The neighborhood where the pre construction project is situated plays a vital role in the property’s value and overall experience. Investors must assess the area’s long-term growth potential, including development plans, school proximity, public transportation, and local amenities, which can significantly influence the value of their investment in the years to come.
Amenities can significantly enhance a condo’s living experience but also its property value. To make the most of their investment, pre construction investors should carefully consider the amenities offered within the building and nearby, as they can greatly impact both the quality of life, and the property’s attractiveness to potential tenants or buyers.
In a city like Miami, known for its luxury living, Miami preconstruction condos often boast an array of world-class amenities, such as rooftop pools, fitness centers, and exclusive beach access, adding an extra layer of appeal to these investments.

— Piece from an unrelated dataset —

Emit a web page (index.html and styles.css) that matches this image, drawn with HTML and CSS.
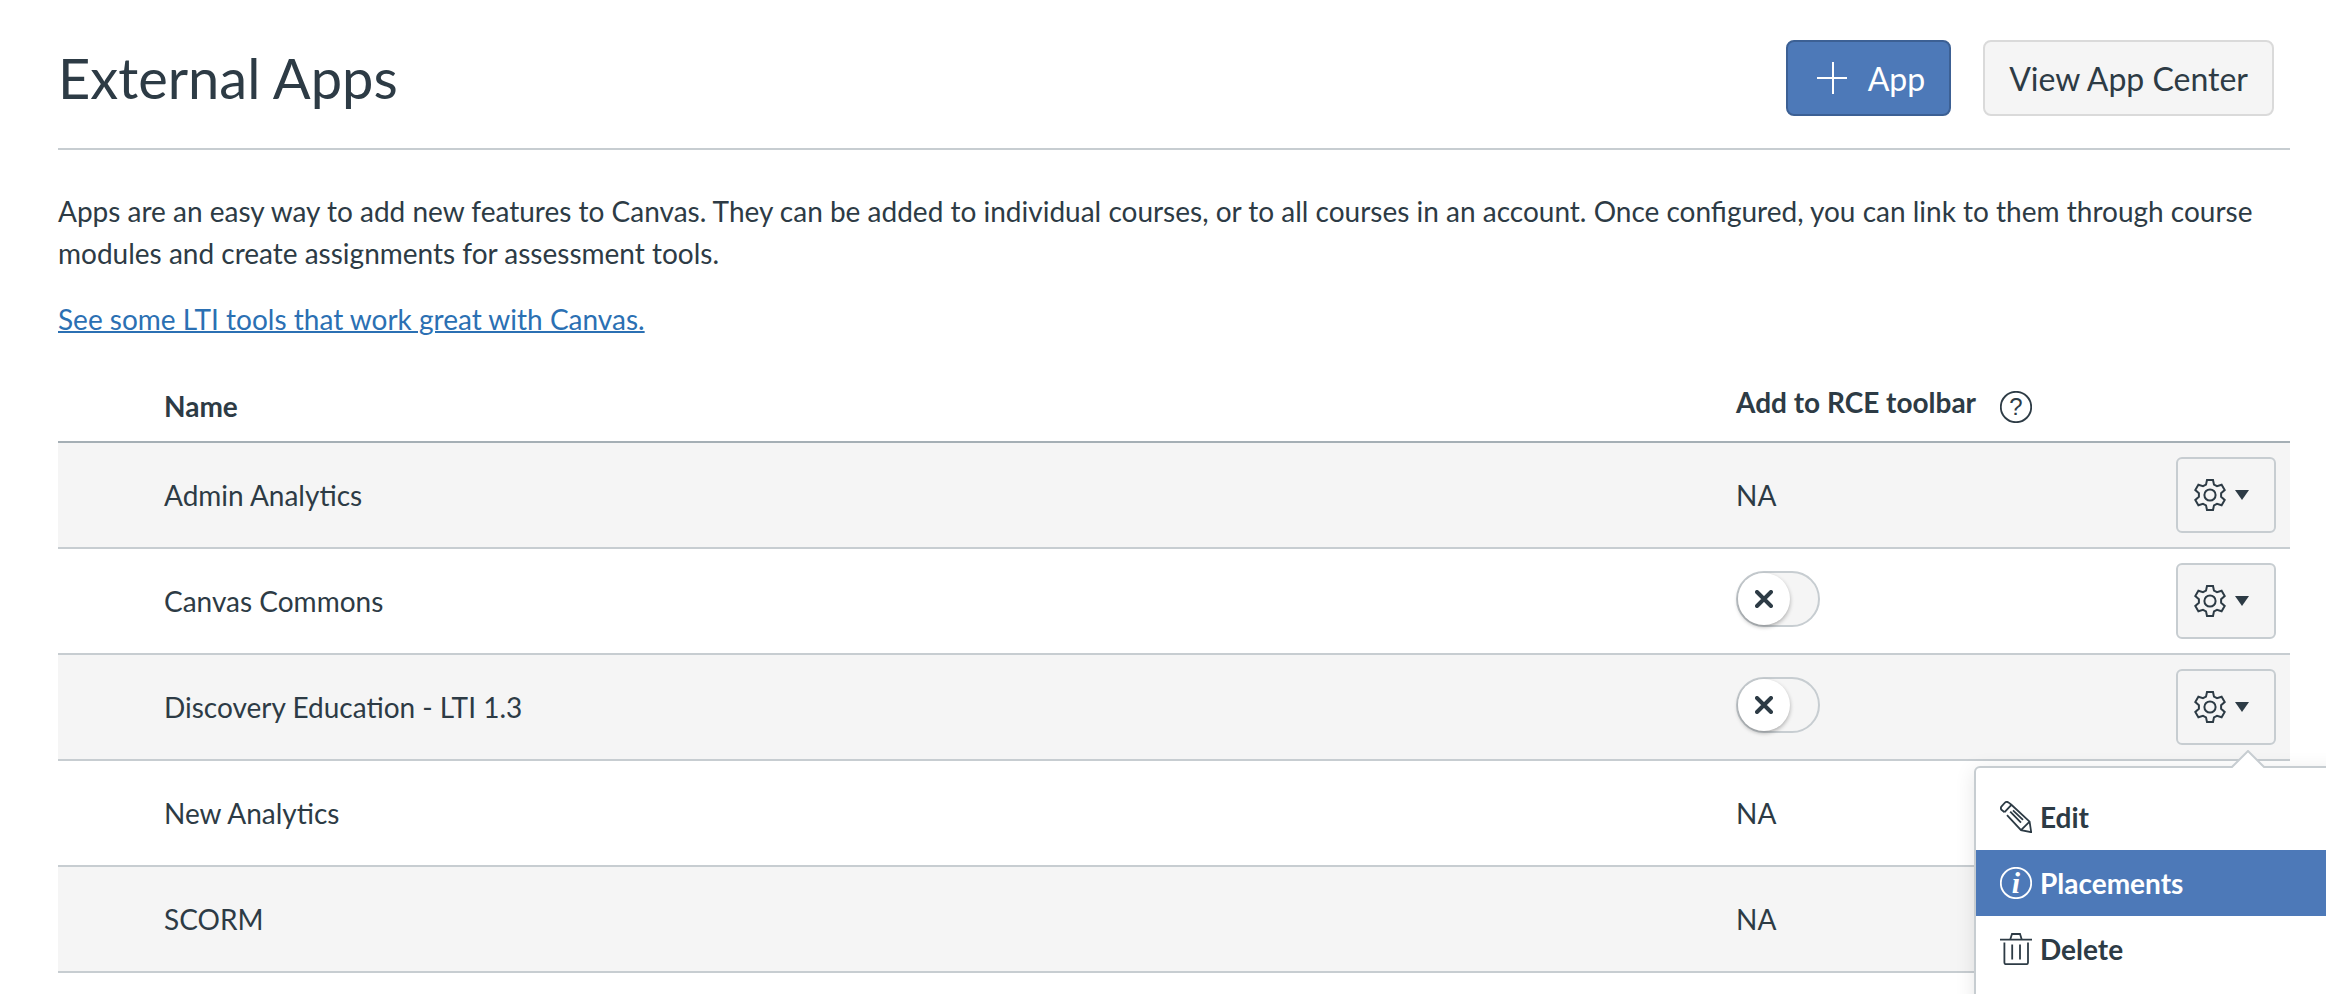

When buying a pre construction property, it’s essential to correctly navigate through the four key phases of pre construction:
- Reservation – Secure your reservation early with a clear understanding of deposit requirements and the timeline for signing a contract.
- Contract – Carefully review all contract terms and seek legal advice if necessary.
- Construction – Stay informed about the progress and address any concerns promptly with the developer.
- Completion – Inspect the property thoroughly before accepting it, ensuring all promised features and finishes are in place.
Investors must avoid rushing through any of these phases and prioritize clear communication with the developer to make the most of their investments.
Pre-construction investments hold a world of untapped potential, allowing investors to shape their real estate dreams into tangible success. With careful planning and informed decisions, you can buy a pre-construction property at the right price, customize it to your vision, and watch it grow in value as it takes shape.